>> begin RECORDS

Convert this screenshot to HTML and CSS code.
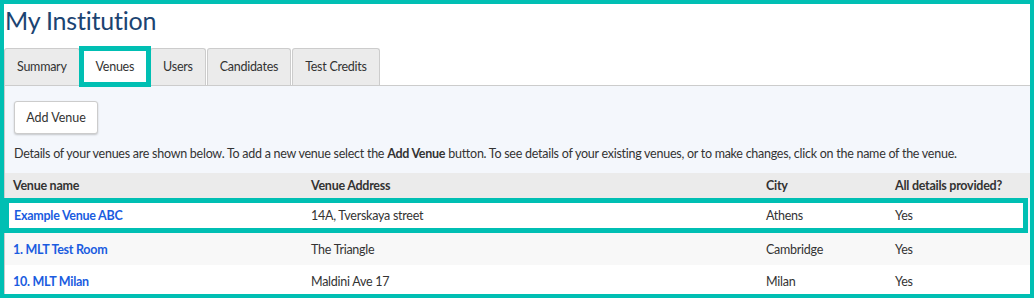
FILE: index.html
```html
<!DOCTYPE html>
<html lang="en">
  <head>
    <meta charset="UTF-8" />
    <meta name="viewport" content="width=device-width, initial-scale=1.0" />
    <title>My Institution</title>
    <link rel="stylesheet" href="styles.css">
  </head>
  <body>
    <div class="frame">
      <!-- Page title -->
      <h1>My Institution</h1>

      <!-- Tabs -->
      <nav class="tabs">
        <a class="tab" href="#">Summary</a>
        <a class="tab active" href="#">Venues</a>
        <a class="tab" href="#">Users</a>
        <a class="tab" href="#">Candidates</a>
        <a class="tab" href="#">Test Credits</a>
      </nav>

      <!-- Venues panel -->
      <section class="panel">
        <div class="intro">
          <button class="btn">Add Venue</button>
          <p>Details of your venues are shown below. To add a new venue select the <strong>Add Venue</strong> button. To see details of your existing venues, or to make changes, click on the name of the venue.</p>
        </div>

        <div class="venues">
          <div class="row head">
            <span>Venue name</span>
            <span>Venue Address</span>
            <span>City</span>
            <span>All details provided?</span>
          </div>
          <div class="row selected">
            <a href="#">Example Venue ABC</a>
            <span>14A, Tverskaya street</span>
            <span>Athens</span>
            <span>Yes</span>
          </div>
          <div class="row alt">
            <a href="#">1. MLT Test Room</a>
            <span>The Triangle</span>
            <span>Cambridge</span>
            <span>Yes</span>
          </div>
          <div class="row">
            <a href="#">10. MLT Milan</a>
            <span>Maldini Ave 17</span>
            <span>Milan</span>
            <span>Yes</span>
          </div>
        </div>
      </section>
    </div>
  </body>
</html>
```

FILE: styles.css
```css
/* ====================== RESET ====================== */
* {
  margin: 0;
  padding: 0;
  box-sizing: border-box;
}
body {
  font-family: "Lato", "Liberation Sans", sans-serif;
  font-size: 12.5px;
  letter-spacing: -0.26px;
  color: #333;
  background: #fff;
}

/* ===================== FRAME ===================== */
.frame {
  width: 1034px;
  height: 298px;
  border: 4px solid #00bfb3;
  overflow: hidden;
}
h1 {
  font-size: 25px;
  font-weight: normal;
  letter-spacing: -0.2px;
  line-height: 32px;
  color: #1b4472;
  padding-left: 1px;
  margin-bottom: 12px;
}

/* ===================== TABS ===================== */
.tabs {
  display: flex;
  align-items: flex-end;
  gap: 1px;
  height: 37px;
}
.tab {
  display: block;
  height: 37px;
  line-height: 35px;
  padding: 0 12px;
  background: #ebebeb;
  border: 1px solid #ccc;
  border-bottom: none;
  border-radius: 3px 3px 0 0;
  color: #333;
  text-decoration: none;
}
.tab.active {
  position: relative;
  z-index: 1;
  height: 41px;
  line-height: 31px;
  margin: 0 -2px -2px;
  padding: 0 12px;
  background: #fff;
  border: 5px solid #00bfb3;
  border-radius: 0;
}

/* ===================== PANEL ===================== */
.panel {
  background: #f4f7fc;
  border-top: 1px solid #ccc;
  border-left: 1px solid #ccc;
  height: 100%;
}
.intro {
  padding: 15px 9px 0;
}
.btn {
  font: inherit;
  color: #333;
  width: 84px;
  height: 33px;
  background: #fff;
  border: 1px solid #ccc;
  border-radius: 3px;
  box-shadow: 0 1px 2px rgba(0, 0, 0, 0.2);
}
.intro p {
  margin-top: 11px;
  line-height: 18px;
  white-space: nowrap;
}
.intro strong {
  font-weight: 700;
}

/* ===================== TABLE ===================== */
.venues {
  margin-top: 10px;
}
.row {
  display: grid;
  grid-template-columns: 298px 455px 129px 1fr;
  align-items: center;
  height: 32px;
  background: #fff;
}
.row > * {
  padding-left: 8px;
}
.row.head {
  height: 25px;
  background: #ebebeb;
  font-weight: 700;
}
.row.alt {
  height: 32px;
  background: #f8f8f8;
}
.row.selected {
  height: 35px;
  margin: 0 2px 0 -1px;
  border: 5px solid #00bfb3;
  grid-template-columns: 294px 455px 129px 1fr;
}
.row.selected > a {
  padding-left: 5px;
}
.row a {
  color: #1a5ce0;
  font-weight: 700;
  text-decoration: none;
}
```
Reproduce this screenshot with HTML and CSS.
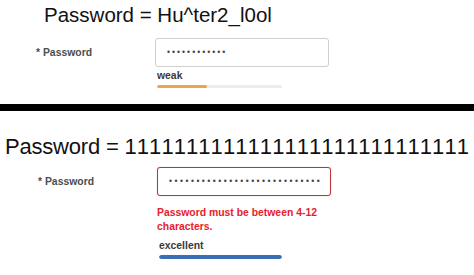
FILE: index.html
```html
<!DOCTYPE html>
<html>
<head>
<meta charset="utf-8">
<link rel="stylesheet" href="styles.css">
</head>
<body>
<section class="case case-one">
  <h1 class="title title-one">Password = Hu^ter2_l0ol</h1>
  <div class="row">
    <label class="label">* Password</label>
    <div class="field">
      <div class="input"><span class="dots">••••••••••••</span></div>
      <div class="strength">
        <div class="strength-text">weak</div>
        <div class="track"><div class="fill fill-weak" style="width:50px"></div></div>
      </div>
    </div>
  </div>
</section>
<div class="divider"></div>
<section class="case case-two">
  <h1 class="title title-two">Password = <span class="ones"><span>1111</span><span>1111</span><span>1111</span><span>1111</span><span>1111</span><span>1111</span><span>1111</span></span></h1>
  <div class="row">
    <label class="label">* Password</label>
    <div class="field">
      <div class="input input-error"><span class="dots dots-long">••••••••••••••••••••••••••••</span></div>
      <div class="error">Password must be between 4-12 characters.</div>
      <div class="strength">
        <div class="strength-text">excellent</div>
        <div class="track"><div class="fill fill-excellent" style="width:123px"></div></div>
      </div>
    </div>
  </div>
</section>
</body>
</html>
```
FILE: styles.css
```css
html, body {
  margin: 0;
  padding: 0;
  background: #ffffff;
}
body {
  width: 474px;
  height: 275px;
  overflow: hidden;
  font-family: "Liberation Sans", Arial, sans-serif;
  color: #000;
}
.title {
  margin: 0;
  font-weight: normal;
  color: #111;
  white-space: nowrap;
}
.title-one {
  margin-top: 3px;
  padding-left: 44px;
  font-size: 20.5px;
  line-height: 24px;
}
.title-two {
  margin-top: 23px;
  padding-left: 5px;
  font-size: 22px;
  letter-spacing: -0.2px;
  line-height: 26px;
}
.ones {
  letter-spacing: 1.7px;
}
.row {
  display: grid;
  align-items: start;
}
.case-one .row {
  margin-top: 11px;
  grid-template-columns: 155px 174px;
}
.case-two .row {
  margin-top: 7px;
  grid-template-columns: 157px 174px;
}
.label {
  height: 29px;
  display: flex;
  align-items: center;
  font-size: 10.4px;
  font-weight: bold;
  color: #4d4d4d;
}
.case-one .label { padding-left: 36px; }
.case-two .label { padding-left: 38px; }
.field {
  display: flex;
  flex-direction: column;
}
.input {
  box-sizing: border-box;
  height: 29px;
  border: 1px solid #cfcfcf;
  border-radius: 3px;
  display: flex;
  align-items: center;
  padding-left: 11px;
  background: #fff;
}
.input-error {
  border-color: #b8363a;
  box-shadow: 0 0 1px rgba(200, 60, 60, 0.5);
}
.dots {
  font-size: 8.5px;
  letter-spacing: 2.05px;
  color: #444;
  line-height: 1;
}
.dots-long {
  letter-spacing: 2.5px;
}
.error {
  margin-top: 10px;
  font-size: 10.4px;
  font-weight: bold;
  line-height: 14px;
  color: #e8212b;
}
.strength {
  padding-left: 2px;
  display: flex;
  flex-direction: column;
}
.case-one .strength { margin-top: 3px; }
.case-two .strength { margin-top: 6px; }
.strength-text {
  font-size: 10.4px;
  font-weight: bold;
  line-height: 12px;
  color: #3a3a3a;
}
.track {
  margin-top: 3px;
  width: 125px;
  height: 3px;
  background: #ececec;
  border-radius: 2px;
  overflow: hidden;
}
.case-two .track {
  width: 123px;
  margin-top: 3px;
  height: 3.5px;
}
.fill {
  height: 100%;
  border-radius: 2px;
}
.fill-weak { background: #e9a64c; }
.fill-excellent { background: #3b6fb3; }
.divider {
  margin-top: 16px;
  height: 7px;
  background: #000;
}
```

>> end RECORDS

## WHAT IS EXPECTED
Locate the lines above that contain "screenshot" and copy them.

## ANSWER TO THIS TASK
Convert this screenshot to HTML and CSS code.
Reproduce this screenshot with HTML and CSS.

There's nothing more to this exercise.